═══ PROVIDED MATERIAL

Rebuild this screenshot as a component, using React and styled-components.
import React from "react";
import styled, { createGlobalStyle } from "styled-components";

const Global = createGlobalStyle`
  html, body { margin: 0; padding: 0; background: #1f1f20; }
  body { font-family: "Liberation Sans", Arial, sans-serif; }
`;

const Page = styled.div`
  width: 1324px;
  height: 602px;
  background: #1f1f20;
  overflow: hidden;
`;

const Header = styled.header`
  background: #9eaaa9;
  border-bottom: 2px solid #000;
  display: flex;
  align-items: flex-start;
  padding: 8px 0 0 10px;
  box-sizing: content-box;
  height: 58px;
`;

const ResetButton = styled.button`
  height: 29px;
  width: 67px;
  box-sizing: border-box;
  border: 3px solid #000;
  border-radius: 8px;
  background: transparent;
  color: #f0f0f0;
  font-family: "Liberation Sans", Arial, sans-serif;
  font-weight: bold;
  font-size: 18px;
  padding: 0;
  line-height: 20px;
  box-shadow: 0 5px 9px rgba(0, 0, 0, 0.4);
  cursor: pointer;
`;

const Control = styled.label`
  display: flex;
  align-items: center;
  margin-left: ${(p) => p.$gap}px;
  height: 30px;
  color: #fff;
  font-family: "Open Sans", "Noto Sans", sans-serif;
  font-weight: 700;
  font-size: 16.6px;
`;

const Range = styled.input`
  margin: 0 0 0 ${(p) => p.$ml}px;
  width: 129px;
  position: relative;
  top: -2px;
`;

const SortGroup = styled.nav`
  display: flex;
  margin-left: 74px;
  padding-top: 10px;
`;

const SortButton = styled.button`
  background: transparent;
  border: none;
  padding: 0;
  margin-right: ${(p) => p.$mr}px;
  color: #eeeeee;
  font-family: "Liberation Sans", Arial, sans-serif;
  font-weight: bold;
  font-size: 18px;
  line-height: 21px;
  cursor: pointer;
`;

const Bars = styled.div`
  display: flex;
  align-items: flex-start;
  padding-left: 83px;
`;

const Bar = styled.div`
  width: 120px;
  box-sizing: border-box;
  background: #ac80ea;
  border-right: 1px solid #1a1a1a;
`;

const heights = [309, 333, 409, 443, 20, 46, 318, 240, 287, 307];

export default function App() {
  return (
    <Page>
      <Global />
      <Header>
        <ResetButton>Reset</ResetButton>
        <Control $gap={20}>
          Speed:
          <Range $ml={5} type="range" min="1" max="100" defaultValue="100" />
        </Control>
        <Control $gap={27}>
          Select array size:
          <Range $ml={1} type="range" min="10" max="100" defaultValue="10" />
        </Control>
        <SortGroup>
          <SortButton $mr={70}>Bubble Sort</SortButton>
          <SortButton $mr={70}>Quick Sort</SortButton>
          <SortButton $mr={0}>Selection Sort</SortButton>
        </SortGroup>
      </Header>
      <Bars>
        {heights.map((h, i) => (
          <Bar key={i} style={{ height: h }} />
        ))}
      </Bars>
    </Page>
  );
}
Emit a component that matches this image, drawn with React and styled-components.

══════

Hand back the material above in full, exactly as written.

# REPLY
Rebuild this screenshot as a component, using React and styled-components.
import React from "react";
import styled, { createGlobalStyle } from "styled-components";

const Global = createGlobalStyle`
  html, body { margin: 0; padding: 0; background: #1f1f20; }
  body { font-family: "Liberation Sans", Arial, sans-serif; }
`;

const Page = styled.div`
  width: 1324px;
  height: 602px;
  background: #1f1f20;
  overflow: hidden;
`;

const Header = styled.header`
  background: #9eaaa9;
  border-bottom: 2px solid #000;
  display: flex;
  align-items: flex-start;
  padding: 8px 0 0 10px;
  box-sizing: content-box;
  height: 58px;
`;

const ResetButton = styled.button`
  height: 29px;
  width: 67px;
  box-sizing: border-box;
  border: 3px solid #000;
  border-radius: 8px;
  background: transparent;
  color: #f0f0f0;
  font-family: "Liberation Sans", Arial, sans-serif;
  font-weight: bold;
  font-size: 18px;
  padding: 0;
  line-height: 20px;
  box-shadow: 0 5px 9px rgba(0, 0, 0, 0.4);
  cursor: pointer;
`;

const Control = styled.label`
  display: flex;
  align-items: center;
  margin-left: ${(p) => p.$gap}px;
  height: 30px;
  color: #fff;
  font-family: "Open Sans", "Noto Sans", sans-serif;
  font-weight: 700;
  font-size: 16.6px;
`;

const Range = styled.input`
  margin: 0 0 0 ${(p) => p.$ml}px;
  width: 129px;
  position: relative;
  top: -2px;
`;

const SortGroup = styled.nav`
  display: flex;
  margin-left: 74px;
  padding-top: 10px;
`;

const SortButton = styled.button`
  background: transparent;
  border: none;
  padding: 0;
  margin-right: ${(p) => p.$mr}px;
  color: #eeeeee;
  font-family: "Liberation Sans", Arial, sans-serif;
  font-weight: bold;
  font-size: 18px;
  line-height: 21px;
  cursor: pointer;
`;

const Bars = styled.div`
  display: flex;
  align-items: flex-start;
  padding-left: 83px;
`;

const Bar = styled.div`
  width: 120px;
  box-sizing: border-box;
  background: #ac80ea;
  border-right: 1px solid #1a1a1a;
`;

const heights = [309, 333, 409, 443, 20, 46, 318, 240, 287, 307];

export default function App() {
  return (
    <Page>
      <Global />
      <Header>
        <ResetButton>Reset</ResetButton>
        <Control $gap={20}>
          Speed:
          <Range $ml={5} type="range" min="1" max="100" defaultValue="100" />
        </Control>
        <Control $gap={27}>
          Select array size:
          <Range $ml={1} type="range" min="10" max="100" defaultValue="10" />
        </Control>
        <SortGroup>
          <SortButton $mr={70}>Bubble Sort</SortButton>
          <SortButton $mr={70}>Quick Sort</SortButton>
          <SortButton $mr={0}>Selection Sort</SortButton>
        </SortGroup>
      </Header>
      <Bars>
        {heights.map((h, i) => (
          <Bar key={i} style={{ height: h }} />
        ))}
      </Bars>
    </Page>
  );
}
Emit a component that matches this image, drawn with React and styled-components.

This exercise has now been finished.